National Identification and Registration Authority (NIRA)
- Trade name: NIRA
- Type: Parastatal
- Industry: Registration of births and deaths
- Founded: 2015
- Headquarters: Independence Grounds Kololo Airstrip Kampala, Uganda
- Key people: Executive Director Rosemary Kisembo
- Products: National Identification Register, personal citizen identification cards, personal alien identification cards, birth certificates, death certificates
- Website: Homepage

= National Identification and Registration Authority =

Ugandan government agency

The National Identification and Registration Authority (NIRA) is a government-owned organisation in Uganda, mandated to register births and deaths in the country and to develop a National Identification Register for both citizens and legally resident non-citizens. NIRA is also mandated to issue national identification numbers and cards for every citizen and lawfully admitted alien.

==Location==
The headquarters of the NIRA are temporarily located at Independence Park, Kololo Airstrip, on Kololo Hill, in Kampala, Uganda's capital city. The coordinates of Kololo Airstrip are 0°19'37.0"N, 32°35'34.0"E (Latitude:0.326955; Longitude:32.592787).

==Overview==
NIRA was created by the Ugandan parliament on 26 March 2015 in the law known as the Registration of Persons Act 2015. Before then, registration of personal vital data was gathered under various laws by different government agencies, including the Uganda Registration Services Bureau, the Electoral Commission, the Directorate of Citizenship and Immigration Control, the Uganda Revenue Authority, various local governments, and others. To harmonize and standardize the collection of personal identifying information of all citizens and legally resident non-citizens, the Ugandan parliament empowered NIRA to be solely responsible for and to share that data with other government agencies that may require that data. NIRA is also specifically charged with developing a National Identification Register of the county's citizens and legally resident non-citizens.

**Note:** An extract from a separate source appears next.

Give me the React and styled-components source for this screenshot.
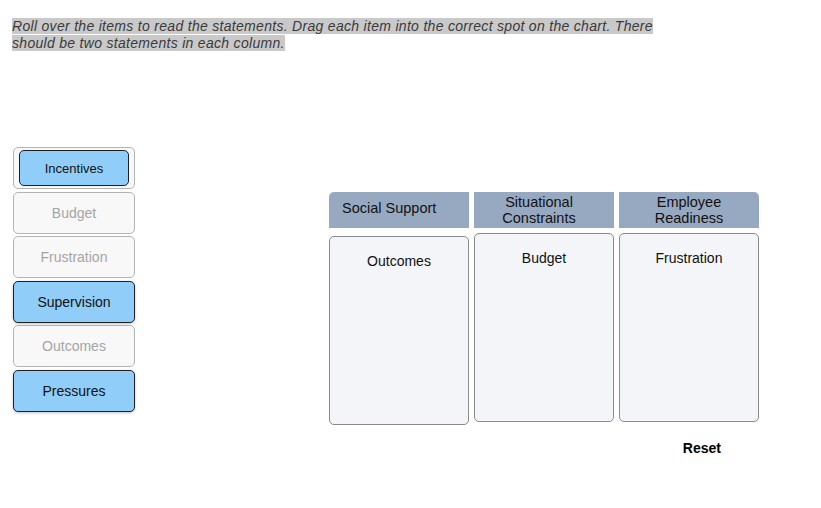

As of April 2016, work on fully establishing the agency is continuing. A board of directors is yet to be fully constituted by the Minister of Internal Affairs. Registration of people between ages 0 and 16 years has not yet started. Mechanisms for registering Ugandans living and working outside Uganda are still being worked out. As at November 2015, there was no law authorizing the re-issuance of replacement cards to recipients who had lost the originals. At that time, over 16 million cards had been issued, but close to three million citizens had not picked up their IDs.

==Governance==
The executive director of NIRA is Rosemary Kisembo, an ICT expert and administrator who was sworn in during 2021.